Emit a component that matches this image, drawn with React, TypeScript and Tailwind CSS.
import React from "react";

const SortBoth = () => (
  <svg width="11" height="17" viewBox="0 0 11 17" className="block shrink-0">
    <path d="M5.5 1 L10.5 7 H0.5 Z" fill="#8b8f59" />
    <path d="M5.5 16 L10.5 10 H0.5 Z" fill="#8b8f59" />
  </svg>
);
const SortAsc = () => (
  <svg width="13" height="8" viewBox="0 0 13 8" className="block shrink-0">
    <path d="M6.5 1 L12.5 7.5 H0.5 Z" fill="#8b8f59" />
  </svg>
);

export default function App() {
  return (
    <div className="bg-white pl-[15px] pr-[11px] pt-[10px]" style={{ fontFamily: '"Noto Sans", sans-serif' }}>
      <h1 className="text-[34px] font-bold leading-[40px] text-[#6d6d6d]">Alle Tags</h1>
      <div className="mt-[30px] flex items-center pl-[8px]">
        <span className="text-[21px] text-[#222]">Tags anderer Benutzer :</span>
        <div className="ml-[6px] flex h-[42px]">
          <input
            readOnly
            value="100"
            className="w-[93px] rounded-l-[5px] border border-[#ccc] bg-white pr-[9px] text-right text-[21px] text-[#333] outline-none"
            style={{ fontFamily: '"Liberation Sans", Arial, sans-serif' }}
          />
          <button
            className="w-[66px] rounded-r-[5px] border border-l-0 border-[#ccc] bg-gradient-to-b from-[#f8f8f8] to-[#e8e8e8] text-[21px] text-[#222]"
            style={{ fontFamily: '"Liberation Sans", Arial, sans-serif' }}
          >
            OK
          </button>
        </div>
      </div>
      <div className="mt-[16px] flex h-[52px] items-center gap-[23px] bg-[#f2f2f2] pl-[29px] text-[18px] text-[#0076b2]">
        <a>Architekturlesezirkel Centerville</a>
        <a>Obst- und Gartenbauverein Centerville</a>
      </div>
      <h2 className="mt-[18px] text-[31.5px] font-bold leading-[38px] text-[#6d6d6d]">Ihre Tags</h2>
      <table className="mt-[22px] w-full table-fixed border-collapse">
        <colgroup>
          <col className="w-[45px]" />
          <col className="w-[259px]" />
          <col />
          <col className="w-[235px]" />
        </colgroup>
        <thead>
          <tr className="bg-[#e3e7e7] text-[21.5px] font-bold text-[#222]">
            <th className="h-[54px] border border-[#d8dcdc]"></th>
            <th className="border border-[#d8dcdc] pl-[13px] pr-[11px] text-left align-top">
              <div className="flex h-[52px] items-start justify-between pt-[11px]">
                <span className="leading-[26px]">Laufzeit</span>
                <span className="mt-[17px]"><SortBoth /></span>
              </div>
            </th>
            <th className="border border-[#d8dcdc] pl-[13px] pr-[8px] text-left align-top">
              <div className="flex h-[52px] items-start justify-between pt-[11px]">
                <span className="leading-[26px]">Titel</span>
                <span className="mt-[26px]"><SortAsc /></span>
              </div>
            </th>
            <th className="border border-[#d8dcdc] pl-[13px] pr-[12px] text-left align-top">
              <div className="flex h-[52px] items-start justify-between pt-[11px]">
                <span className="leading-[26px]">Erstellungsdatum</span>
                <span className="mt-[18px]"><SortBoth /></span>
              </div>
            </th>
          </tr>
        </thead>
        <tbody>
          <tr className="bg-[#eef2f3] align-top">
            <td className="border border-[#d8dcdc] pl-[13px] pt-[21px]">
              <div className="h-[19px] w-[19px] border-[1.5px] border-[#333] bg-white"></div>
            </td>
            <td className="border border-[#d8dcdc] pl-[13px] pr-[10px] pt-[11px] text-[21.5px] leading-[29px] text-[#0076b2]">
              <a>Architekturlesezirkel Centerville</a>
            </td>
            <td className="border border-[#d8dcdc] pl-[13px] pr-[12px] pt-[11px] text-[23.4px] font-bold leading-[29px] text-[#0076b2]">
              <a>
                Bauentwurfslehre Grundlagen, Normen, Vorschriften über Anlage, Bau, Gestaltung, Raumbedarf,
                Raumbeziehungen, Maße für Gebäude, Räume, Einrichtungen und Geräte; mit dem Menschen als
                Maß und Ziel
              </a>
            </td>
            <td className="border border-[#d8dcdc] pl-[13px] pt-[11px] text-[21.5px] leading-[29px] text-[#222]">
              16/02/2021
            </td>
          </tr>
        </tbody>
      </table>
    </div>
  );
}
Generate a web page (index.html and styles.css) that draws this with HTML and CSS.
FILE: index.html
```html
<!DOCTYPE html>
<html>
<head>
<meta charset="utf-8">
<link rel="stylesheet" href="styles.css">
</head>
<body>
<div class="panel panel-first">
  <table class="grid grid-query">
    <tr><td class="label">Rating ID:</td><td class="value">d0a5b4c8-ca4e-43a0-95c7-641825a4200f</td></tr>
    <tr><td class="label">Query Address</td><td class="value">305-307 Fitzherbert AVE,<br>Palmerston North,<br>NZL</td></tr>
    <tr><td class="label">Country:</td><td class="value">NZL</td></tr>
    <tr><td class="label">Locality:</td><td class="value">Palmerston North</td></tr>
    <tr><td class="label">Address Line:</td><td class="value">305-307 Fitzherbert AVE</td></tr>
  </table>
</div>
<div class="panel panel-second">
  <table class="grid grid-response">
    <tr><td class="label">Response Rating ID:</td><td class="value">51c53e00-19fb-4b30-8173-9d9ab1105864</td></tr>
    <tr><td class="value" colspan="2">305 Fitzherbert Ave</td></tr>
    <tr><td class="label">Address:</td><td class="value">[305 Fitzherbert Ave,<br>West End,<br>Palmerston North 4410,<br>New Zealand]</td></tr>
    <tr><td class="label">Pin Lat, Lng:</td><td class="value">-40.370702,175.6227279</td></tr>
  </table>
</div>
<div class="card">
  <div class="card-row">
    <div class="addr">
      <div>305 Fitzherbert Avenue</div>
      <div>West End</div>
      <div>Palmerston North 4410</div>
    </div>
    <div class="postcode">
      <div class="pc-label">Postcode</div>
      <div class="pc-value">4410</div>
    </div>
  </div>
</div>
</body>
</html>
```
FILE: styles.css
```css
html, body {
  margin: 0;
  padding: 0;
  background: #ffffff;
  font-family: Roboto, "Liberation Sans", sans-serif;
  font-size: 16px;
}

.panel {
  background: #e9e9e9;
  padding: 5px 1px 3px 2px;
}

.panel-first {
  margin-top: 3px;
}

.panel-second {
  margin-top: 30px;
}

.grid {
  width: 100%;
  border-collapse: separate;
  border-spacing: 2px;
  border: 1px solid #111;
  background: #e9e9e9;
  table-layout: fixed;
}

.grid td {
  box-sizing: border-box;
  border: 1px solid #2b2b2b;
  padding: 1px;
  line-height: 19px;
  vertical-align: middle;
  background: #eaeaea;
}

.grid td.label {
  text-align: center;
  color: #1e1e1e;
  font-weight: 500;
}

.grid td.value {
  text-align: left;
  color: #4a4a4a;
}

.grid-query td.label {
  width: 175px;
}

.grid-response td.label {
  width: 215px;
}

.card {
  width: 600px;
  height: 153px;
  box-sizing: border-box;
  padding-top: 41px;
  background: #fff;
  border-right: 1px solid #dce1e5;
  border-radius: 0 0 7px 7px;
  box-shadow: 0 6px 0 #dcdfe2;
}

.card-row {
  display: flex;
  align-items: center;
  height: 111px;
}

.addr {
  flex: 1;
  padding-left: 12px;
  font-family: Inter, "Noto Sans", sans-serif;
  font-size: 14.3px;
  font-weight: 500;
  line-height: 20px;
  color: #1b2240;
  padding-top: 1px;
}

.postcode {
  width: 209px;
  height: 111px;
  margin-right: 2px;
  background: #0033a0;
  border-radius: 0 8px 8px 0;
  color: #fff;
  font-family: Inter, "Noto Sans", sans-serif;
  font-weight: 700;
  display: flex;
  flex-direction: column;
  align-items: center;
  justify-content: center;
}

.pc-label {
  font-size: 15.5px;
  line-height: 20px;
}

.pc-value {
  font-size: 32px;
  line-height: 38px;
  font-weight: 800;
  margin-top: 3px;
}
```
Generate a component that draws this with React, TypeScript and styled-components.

DESCRIPTION OF THE TASK – Which lines hold the word "that"? Show each one.

WRITTEN ANSWER –
Emit a component that matches this image, drawn with React, TypeScript and Tailwind CSS.
Generate a web page (index.html and styles.css) that draws this with HTML and CSS.
Generate a component that draws this with React, TypeScript and styled-components.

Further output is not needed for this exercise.